» **Data**:
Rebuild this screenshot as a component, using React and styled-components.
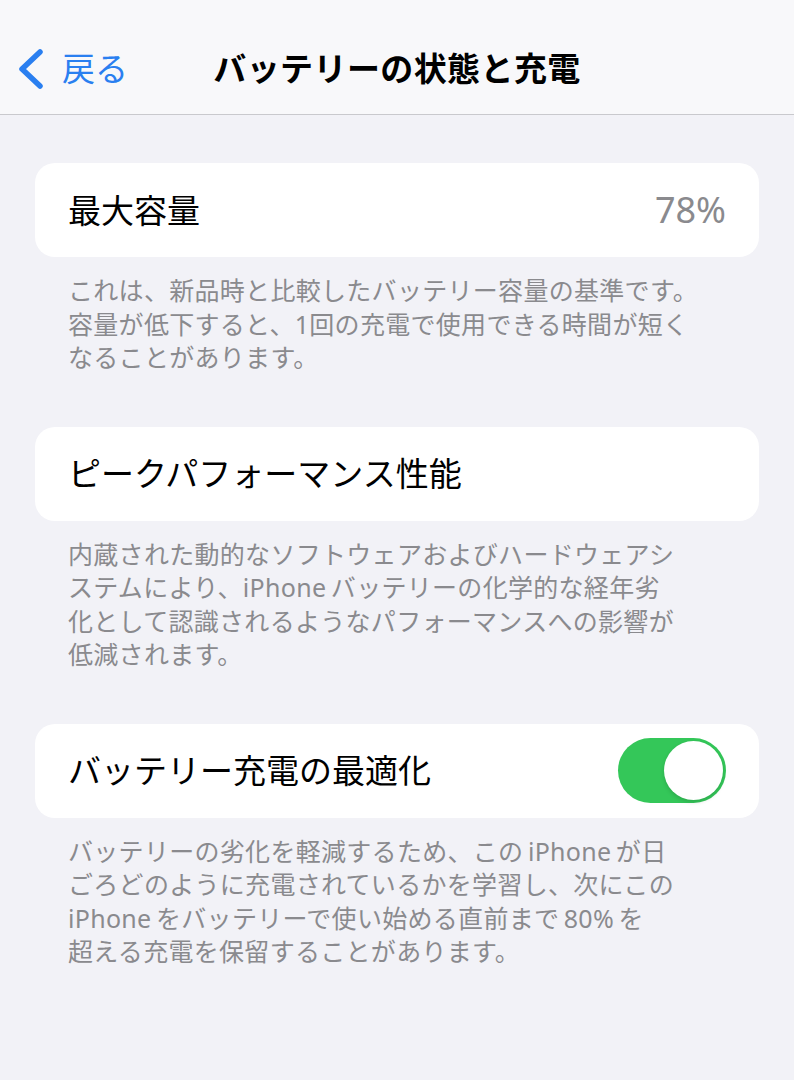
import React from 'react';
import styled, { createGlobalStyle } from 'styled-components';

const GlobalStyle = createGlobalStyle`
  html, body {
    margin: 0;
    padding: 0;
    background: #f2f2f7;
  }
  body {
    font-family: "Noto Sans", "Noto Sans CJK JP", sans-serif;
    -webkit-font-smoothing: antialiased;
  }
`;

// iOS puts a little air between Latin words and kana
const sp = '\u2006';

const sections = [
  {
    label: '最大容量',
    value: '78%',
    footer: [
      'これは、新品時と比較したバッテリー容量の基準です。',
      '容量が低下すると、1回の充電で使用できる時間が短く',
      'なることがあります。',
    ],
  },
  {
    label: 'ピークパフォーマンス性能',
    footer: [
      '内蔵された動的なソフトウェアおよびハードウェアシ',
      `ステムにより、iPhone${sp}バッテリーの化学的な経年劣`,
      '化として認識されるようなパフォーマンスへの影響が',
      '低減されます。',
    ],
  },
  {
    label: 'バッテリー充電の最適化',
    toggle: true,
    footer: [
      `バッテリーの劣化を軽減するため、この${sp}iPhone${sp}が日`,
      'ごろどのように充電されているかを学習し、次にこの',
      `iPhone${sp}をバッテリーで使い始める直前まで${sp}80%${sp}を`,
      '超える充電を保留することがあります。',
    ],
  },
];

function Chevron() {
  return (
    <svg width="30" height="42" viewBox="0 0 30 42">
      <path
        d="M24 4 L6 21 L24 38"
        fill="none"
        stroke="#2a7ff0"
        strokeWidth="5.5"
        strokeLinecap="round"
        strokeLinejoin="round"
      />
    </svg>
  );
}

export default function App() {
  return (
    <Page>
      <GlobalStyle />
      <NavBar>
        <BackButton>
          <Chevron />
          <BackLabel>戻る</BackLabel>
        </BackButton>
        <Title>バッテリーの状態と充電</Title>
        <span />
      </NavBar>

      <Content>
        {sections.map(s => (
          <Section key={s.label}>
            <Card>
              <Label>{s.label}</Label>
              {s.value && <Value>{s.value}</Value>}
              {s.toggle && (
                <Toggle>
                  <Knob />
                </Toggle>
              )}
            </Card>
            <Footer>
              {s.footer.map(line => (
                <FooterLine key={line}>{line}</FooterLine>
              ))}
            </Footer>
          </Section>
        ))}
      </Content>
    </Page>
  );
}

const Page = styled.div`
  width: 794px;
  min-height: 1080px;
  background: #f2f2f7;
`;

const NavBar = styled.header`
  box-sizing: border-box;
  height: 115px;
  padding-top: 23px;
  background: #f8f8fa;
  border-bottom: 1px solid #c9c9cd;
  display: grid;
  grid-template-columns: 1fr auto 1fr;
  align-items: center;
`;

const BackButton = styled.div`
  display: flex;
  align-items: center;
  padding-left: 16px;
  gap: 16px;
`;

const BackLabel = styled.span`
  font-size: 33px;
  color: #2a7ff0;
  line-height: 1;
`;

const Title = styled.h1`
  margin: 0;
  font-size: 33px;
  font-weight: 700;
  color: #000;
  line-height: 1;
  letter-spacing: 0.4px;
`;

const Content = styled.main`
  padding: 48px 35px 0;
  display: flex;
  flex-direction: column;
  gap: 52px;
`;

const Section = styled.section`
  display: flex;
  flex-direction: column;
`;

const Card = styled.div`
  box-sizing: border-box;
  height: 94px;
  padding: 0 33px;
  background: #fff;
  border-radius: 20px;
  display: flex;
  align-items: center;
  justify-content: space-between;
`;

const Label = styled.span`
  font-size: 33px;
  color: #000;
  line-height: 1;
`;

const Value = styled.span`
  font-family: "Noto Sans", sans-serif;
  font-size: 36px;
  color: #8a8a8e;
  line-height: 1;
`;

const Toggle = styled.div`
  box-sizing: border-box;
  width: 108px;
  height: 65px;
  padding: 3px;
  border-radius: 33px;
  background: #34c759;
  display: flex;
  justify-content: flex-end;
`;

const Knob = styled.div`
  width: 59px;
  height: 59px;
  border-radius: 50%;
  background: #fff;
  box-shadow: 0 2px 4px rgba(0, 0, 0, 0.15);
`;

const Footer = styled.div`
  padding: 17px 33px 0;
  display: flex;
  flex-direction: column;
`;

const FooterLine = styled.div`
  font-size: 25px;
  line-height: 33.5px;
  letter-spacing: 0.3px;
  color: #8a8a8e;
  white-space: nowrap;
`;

* * *

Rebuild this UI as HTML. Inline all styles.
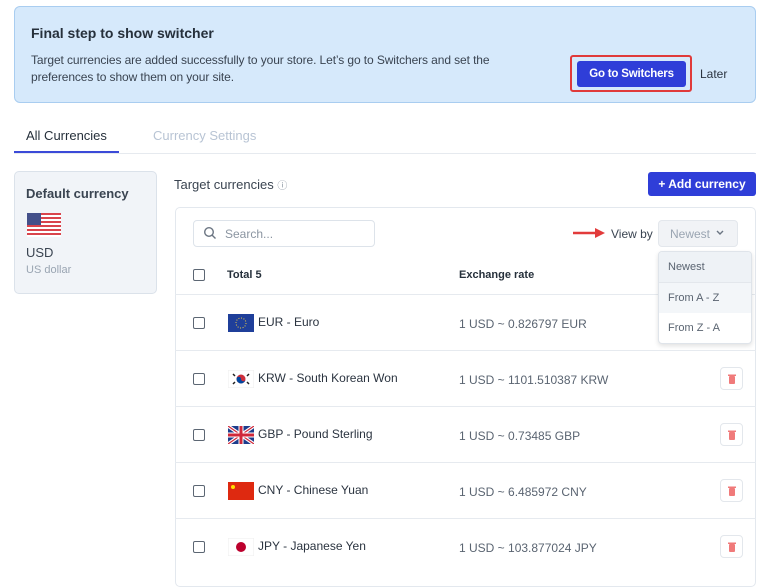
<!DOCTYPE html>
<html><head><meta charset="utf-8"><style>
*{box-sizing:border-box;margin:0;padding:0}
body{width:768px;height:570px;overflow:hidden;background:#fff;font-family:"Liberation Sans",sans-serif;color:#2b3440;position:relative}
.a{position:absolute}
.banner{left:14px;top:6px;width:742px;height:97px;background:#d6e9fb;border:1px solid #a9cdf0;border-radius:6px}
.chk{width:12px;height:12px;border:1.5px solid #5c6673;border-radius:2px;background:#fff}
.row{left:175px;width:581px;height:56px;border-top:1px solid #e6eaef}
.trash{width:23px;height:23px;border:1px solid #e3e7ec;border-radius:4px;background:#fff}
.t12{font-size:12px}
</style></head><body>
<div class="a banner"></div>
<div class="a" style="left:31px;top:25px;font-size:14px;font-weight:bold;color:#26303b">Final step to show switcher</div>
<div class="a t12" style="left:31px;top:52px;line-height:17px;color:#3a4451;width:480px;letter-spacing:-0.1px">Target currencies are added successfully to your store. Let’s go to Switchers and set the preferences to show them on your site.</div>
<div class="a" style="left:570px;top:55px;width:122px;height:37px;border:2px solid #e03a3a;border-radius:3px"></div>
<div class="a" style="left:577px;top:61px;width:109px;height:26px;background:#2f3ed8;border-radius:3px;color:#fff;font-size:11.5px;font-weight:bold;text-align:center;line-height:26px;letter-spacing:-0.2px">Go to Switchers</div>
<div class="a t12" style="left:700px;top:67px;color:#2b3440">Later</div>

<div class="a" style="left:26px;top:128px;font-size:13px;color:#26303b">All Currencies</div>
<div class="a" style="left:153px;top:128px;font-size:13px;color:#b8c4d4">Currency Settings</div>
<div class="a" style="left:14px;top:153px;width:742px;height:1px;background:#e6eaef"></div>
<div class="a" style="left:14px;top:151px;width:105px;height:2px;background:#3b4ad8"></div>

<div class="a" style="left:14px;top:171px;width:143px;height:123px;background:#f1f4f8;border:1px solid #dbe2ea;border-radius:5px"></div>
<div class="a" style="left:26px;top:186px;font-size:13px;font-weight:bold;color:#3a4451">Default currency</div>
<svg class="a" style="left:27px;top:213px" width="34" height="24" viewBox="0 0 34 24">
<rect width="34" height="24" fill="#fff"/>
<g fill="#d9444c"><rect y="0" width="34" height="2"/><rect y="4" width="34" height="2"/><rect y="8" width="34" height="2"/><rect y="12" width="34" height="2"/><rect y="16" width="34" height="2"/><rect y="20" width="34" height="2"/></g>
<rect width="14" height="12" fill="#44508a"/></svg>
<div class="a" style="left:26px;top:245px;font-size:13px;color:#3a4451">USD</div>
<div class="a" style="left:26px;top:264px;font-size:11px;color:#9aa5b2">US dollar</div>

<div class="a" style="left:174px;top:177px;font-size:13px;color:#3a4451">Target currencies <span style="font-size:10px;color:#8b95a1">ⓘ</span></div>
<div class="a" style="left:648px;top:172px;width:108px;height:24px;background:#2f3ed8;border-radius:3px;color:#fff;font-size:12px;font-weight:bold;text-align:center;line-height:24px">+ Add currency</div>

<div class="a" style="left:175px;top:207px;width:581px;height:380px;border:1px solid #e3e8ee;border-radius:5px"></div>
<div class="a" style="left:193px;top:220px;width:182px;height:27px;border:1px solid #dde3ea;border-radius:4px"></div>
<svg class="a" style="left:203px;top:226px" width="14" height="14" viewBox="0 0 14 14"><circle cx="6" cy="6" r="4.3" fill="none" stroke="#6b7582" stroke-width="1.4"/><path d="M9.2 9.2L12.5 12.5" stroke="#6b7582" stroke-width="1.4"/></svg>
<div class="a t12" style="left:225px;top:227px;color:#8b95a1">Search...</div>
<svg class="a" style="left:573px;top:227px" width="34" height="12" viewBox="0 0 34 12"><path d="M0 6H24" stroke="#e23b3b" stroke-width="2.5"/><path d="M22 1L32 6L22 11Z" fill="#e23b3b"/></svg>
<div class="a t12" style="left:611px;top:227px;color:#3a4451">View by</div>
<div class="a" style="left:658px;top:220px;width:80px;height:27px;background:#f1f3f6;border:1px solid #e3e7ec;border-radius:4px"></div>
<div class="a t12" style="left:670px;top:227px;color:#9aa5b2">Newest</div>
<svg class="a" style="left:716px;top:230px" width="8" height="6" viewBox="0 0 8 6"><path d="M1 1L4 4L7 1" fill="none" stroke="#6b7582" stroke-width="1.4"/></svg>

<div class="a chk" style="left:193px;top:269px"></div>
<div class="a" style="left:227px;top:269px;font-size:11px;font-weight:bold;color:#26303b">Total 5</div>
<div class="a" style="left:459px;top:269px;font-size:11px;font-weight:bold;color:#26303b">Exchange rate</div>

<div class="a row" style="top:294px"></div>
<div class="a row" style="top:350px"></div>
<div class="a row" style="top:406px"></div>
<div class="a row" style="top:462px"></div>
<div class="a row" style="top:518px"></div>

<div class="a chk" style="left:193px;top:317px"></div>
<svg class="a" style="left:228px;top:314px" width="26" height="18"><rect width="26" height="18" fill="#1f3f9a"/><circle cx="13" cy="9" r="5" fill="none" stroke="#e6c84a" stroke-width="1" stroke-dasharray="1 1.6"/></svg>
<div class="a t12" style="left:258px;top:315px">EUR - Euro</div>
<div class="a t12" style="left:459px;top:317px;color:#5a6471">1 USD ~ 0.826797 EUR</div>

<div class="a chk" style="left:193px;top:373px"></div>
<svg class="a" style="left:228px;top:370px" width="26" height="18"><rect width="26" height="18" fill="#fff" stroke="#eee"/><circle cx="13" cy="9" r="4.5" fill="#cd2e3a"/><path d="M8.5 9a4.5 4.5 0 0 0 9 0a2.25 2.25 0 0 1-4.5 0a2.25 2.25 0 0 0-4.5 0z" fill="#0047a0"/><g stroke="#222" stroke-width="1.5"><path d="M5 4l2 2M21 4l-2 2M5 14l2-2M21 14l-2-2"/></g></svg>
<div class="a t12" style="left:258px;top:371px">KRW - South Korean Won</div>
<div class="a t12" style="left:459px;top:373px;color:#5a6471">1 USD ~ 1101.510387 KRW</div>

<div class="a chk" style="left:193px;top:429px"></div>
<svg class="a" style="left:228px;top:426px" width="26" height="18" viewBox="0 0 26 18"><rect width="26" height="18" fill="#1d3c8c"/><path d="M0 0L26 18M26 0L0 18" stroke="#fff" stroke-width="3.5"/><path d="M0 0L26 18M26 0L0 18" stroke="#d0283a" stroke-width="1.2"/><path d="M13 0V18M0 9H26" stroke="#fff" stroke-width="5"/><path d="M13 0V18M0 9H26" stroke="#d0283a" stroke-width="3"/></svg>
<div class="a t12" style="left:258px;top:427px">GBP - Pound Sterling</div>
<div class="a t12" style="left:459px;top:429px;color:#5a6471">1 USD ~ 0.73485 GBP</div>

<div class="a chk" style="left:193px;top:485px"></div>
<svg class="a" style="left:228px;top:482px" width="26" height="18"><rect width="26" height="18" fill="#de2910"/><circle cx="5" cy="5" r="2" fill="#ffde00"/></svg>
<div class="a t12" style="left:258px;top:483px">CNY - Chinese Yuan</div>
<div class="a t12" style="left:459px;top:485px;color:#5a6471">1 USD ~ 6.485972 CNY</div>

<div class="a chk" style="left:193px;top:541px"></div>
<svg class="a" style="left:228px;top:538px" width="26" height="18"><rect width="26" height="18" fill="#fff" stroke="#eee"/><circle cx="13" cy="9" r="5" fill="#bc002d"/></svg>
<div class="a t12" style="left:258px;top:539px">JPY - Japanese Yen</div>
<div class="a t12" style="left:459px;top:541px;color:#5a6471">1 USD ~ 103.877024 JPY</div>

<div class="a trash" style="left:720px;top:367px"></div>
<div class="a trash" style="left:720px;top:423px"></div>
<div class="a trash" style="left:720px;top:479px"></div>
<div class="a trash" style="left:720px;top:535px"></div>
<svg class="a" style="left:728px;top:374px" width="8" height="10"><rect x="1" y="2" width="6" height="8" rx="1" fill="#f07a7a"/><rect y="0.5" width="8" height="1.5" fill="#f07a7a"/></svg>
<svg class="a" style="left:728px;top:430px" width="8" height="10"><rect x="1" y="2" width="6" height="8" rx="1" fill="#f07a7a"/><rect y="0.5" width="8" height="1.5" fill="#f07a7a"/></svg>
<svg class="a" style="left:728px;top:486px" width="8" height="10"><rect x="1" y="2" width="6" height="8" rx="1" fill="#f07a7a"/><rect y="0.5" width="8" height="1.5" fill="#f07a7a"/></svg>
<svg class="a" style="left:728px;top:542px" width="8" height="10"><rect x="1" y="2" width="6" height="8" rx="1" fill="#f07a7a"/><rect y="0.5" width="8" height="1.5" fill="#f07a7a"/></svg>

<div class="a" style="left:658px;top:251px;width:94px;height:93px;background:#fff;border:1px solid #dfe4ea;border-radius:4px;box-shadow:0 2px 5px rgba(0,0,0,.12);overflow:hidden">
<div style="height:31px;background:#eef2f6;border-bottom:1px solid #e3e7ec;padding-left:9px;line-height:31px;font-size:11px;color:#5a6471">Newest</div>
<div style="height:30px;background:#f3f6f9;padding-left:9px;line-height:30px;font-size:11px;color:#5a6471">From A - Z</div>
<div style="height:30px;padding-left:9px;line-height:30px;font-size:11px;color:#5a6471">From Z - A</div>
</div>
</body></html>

» **Given problem**: The lines to reproduce run from the one above containing "Rebuild this screenshot" through the one containing "const sp = '\u2006';". Copy them exactly and leave out all pictures.

» **Answer for this exercise**:
Rebuild this screenshot as a component, using React and styled-components.
import React from 'react';
import styled, { createGlobalStyle } from 'styled-components';

const GlobalStyle = createGlobalStyle`
  html, body {
    margin: 0;
    padding: 0;
    background: #f2f2f7;
  }
  body {
    font-family: "Noto Sans", "Noto Sans CJK JP", sans-serif;
    -webkit-font-smoothing: antialiased;
  }
`;

// iOS puts a little air between Latin words and kana
const sp = '\u2006';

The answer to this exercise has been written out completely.